• **Source material**
◆ ◆ ◆ ◆ ◆
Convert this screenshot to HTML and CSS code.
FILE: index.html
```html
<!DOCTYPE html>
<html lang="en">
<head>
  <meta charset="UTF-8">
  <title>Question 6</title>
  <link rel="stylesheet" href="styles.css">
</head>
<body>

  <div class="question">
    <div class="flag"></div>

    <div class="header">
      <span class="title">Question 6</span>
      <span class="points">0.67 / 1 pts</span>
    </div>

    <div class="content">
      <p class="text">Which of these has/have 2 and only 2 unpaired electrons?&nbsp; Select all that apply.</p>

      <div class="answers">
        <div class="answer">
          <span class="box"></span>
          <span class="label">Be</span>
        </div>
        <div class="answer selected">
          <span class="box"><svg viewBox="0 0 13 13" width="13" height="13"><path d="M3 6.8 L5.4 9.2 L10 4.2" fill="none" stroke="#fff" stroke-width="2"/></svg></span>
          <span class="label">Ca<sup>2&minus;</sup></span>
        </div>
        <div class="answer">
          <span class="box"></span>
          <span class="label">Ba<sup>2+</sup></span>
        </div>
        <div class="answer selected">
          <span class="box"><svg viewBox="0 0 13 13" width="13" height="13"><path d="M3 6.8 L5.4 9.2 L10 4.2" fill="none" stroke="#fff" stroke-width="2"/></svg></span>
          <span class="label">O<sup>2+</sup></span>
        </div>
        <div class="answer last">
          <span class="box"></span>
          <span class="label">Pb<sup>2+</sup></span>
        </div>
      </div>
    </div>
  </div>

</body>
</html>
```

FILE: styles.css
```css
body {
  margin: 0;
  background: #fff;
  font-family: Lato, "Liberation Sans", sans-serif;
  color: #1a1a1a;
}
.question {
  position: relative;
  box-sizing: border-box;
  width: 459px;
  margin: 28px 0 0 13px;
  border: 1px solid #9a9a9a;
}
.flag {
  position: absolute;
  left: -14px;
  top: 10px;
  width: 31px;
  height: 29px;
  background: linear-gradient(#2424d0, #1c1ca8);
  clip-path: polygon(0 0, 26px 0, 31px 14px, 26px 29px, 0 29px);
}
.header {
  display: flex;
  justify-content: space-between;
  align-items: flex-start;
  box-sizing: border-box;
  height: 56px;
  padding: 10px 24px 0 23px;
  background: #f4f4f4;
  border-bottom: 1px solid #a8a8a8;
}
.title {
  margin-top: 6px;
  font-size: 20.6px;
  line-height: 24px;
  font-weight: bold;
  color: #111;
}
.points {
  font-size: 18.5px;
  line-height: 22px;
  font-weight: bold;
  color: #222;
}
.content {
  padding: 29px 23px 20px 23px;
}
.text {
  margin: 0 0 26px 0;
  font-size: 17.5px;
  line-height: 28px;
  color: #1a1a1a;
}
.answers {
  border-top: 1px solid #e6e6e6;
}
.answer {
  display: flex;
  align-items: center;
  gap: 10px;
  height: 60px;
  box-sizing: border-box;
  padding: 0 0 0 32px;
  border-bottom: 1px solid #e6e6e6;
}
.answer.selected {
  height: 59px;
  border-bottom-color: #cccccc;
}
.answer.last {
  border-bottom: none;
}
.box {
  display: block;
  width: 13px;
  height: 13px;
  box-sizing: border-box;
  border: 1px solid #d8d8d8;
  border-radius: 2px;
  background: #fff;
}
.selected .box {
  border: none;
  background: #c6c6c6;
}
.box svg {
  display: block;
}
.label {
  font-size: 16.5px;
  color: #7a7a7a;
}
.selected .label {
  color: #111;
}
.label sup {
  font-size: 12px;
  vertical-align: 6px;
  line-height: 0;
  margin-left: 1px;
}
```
◆ ◆ ◆ ◆ ◆
• **The problem**
Give the complete listing a second time, exactly as it reads.

• **The response**
Convert this screenshot to HTML and CSS code.
FILE: index.html
```html
<!DOCTYPE html>
<html lang="en">
<head>
  <meta charset="UTF-8">
  <title>Question 6</title>
  <link rel="stylesheet" href="styles.css">
</head>
<body>

  <div class="question">
    <div class="flag"></div>

    <div class="header">
      <span class="title">Question 6</span>
      <span class="points">0.67 / 1 pts</span>
    </div>

    <div class="content">
      <p class="text">Which of these has/have 2 and only 2 unpaired electrons?&nbsp; Select all that apply.</p>

      <div class="answers">
        <div class="answer">
          <span class="box"></span>
          <span class="label">Be</span>
        </div>
        <div class="answer selected">
          <span class="box"><svg viewBox="0 0 13 13" width="13" height="13"><path d="M3 6.8 L5.4 9.2 L10 4.2" fill="none" stroke="#fff" stroke-width="2"/></svg></span>
          <span class="label">Ca<sup>2&minus;</sup></span>
        </div>
        <div class="answer">
          <span class="box"></span>
          <span class="label">Ba<sup>2+</sup></span>
        </div>
        <div class="answer selected">
          <span class="box"><svg viewBox="0 0 13 13" width="13" height="13"><path d="M3 6.8 L5.4 9.2 L10 4.2" fill="none" stroke="#fff" stroke-width="2"/></svg></span>
          <span class="label">O<sup>2+</sup></span>
        </div>
        <div class="answer last">
          <span class="box"></span>
          <span class="label">Pb<sup>2+</sup></span>
        </div>
      </div>
    </div>
  </div>

</body>
</html>
```

FILE: styles.css
```css
body {
  margin: 0;
  background: #fff;
  font-family: Lato, "Liberation Sans", sans-serif;
  color: #1a1a1a;
}
.question {
  position: relative;
  box-sizing: border-box;
  width: 459px;
  margin: 28px 0 0 13px;
  border: 1px solid #9a9a9a;
}
.flag {
  position: absolute;
  left: -14px;
  top: 10px;
  width: 31px;
  height: 29px;
  background: linear-gradient(#2424d0, #1c1ca8);
  clip-path: polygon(0 0, 26px 0, 31px 14px, 26px 29px, 0 29px);
}
.header {
  display: flex;
  justify-content: space-between;
  align-items: flex-start;
  box-sizing: border-box;
  height: 56px;
  padding: 10px 24px 0 23px;
  background: #f4f4f4;
  border-bottom: 1px solid #a8a8a8;
}
.title {
  margin-top: 6px;
  font-size: 20.6px;
  line-height: 24px;
  font-weight: bold;
  color: #111;
}
.points {
  font-size: 18.5px;
  line-height: 22px;
  font-weight: bold;
  color: #222;
}
.content {
  padding: 29px 23px 20px 23px;
}
.text {
  margin: 0 0 26px 0;
  font-size: 17.5px;
  line-height: 28px;
  color: #1a1a1a;
}
.answers {
  border-top: 1px solid #e6e6e6;
}
.answer {
  display: flex;
  align-items: center;
  gap: 10px;
  height: 60px;
  box-sizing: border-box;
  padding: 0 0 0 32px;
  border-bottom: 1px solid #e6e6e6;
}
.answer.selected {
  height: 59px;
  border-bottom-color: #cccccc;
}
.answer.last {
  border-bottom: none;
}
.box {
  display: block;
  width: 13px;
  height: 13px;
  box-sizing: border-box;
  border: 1px solid #d8d8d8;
  border-radius: 2px;
  background: #fff;
}
.selected .box {
  border: none;
  background: #c6c6c6;
}
.box svg {
  display: block;
}
.label {
  font-size: 16.5px;
  color: #7a7a7a;
}
.selected .label {
  color: #111;
}
.label sup {
  font-size: 12px;
  vertical-align: 6px;
  line-height: 0;
  margin-left: 1px;
}
```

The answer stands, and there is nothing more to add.